Líderes como Putin o Xi asumen que su autoritarismo requiere en ocasiones
una cierta brutalidad contra los disidentes; una brutalidad que creen
que nosotros también aplicamos, aunque hipócritamente lo neguemos. Pero
sostienen que eso es indispensable para mantener una sociedad
cohesionada y sometida a las órdenes de unos líderes cuya legitimidad va
más allá de los votos, los sistemas electorales y la separación de
poderes liberal. Es una legitimidad que les hace guardianes del orden y
la perduración de sus naciones.
Por supuesto, países como Rusia o China no solo están dispuestos a hacer negocios con Occidente,
sino que toda su economía depende de ello.

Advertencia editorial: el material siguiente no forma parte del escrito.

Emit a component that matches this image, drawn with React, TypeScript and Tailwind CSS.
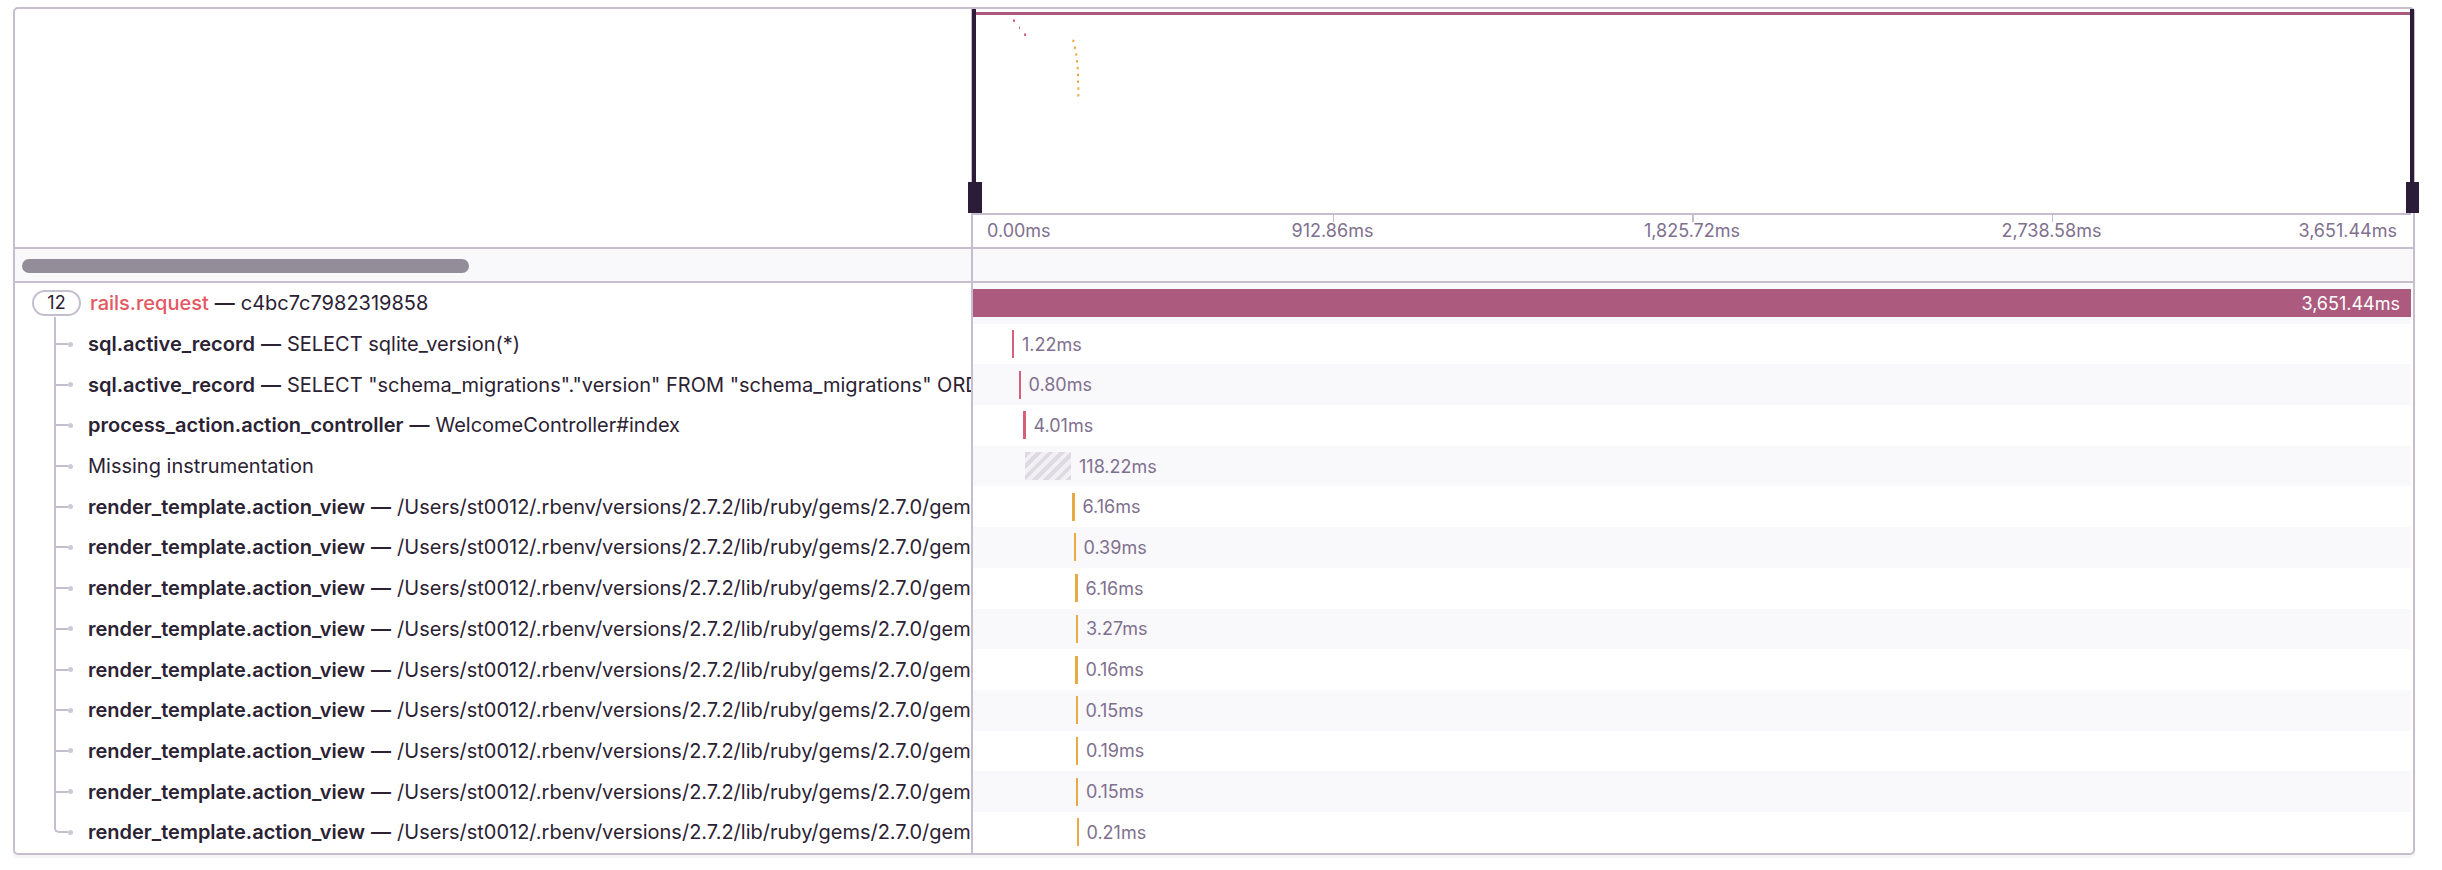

Muchas veces, incluso
reconocen que nuestro sistema nos ha hecho más prósperos, aunque eso
esté condenado a dejar de ser así por nuestra propia debilidad corrupta y
la conflictividad que esta provoca en el interior de las sociedades.
Pero si nuestra manera de ver la nueva geopolítica es en términos de
democracia contra dictadura, la suya se basa en la distinción entre
orden y caos. Lo único que ellos pretenden es un mundo ordenado con sus
países en el centro gestionando ese orden. Y eso solo se consigue,
creen, parándole los pies al liberalismo occidental y a su máquina de
generar sociedades fragmentadas.
Estas
ideas, que inevitablemente estoy simplificando, son robustas. Aparecen
en discursos, impregnan los papeles de los 'think tanks' más serios y
reflejan las visiones de la vida y la sociedad en los dos lados, que son
esencialmente contrapuestas. Ambas cuentan con tradiciones literarias,
filosóficas y políticas con siglos de antigüedad, aunque muchos
occidentales quisieran poner el orden autoritario por encima de la
libertad, y muchos no occidentales prefieran el individualismo al sometimiento al grupo.
No
son equivalentes moralmente: el mundo libre es, de hecho, más libre y
próspero que el otro, y nunca deberíamos olvidarlo. Pero tampoco
deberíamos ignorar la ideas del contrario al fijar el marco del debate.
Este, para Occidente, es la democracia (nosotros) contra la tiranía (ellos).
Para Rusia y China, por muchas que sean las diferencias entre ellas, es
el orden (ellos) contra el caos (nosotros). No son ideas absolutas y
caben mil matices en ellas. Pero recuerden: esos son los distintos
marcos que regirán la próxima década.
Las
guerras siempre tienen muchas razones. Se desatan por territorios, por
el control de los recursos, por venganza y orgullo o por la enajenación
de la élite dominante. Muchos creen que, al final, la causa de toda
guerra es el poder o el dinero. Ninguna de esas razones es falsa. Pero
la principal, si uno observa los conflictos de los últimos 100 años, es
la filosofía. Las guerras se libran por ideas, aunque los cínicos crean
que eso solo lo sostienen los ingenuos. Ese es el caso de la guerra de Ucrania. Y, por extensión, de la guerra fría en la que, poco a poco, aunque con ambigüedades, nos vamos adentrando.